Capital sees little change in crime

Annapolis' worst problem is thefts, particularly from cars, police report says

April 18, 2002|By Laura Barnhardt | Laura Barnhardt,SUN STAFF

The biggest crime problem in Annapolis is theft - mostly stolen CD players and pocket change - according to the city police department's annual report.

In all, crime statistics in the state capital showed little change in 2001 compared with the year before, other than an increase in burglaries. More than half of the 2,419 crimes reported last year are categorized as major by FBI guidelines were thefts, according to the report.

"Most of them are thefts from autos," said Lt. Gregory Imhof of the Annapolis police. "A lot of it is tourists leaving things like cameras on plain view. A lot of it is portable CD players and even pocket change left in cars."

Violent crime was nearly unchanged between 2000 and 2001. The murder rate doubled - from two in 2000 to four last year. There were four murders last year - two more than in 2000.

The number of rapes decreased slightly to 15 in 2001 - two less than reported in 2000, according to the report released last week. There was also a slight decrease in the number of serious assaults.

"I think we're seeing part of a downward trend," said Annapolis Police Chief Joseph S. Johnson. "Although the stats aren't much lower, it's significant that there aren't a lot of increases."

County robberies up

For example, while the number of robberies rose in Anne Arundel County last year to the point where on average there was at least one robbery a day, Annapolis did not share the problem, the report showed. In fact, robberies in the city dropped by nearly 18 percent from 191 in 2000 to 157 last year.

There were 1,459 thefts last year, four fewer than in 2000.

Burglaries increased about 14 percent to 338 last year from 297 in 2000, according to the report.

Considering that 33,000 people live in Annapolis and that tens of thousands more work in the city or visit each day, the crime report doesn't alarm city officials.

"I think we're in pretty good shape," said Mayor Ellen O. Moyer. "Can we improve? Of course. But compared to statistics of other cities in Maryland and national averages, we're way below that.

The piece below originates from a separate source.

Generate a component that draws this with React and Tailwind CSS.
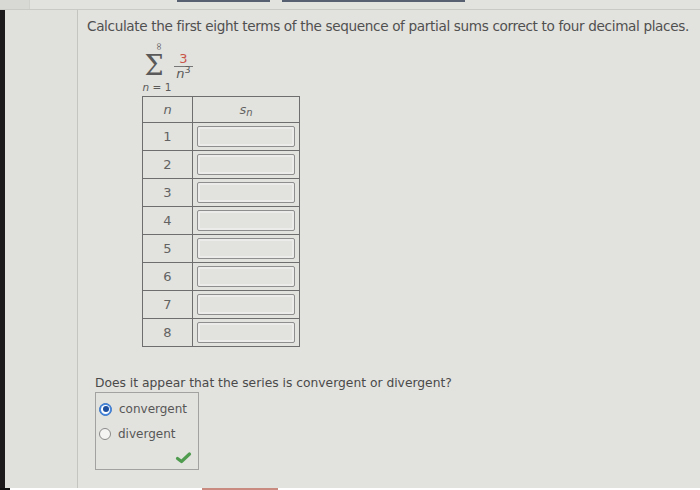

"That doesn't mean bad things don't happen," Moyer added. "We have to be ever vigilant. We need to stamp out violence in some core places in the city."

Police continue to focus on crime-ridden spots in some neighborhoods in Eastport and Parole, saying community involvement is the key.

Residents credited

"I credit the commitment of our neighborhood watch groups," Johnson said.

"They're our eyes and ears. When we looked at the numbers, we just shook our heads. We kept the line on crime with less officers and no major increases in resources," he said.

"I think the citizens of our community deserve recognition for that," Johnson said.

Last year, 1,198 residents attended crime prevention training. Eighteen new neighborhood block watch captains were certified, police said.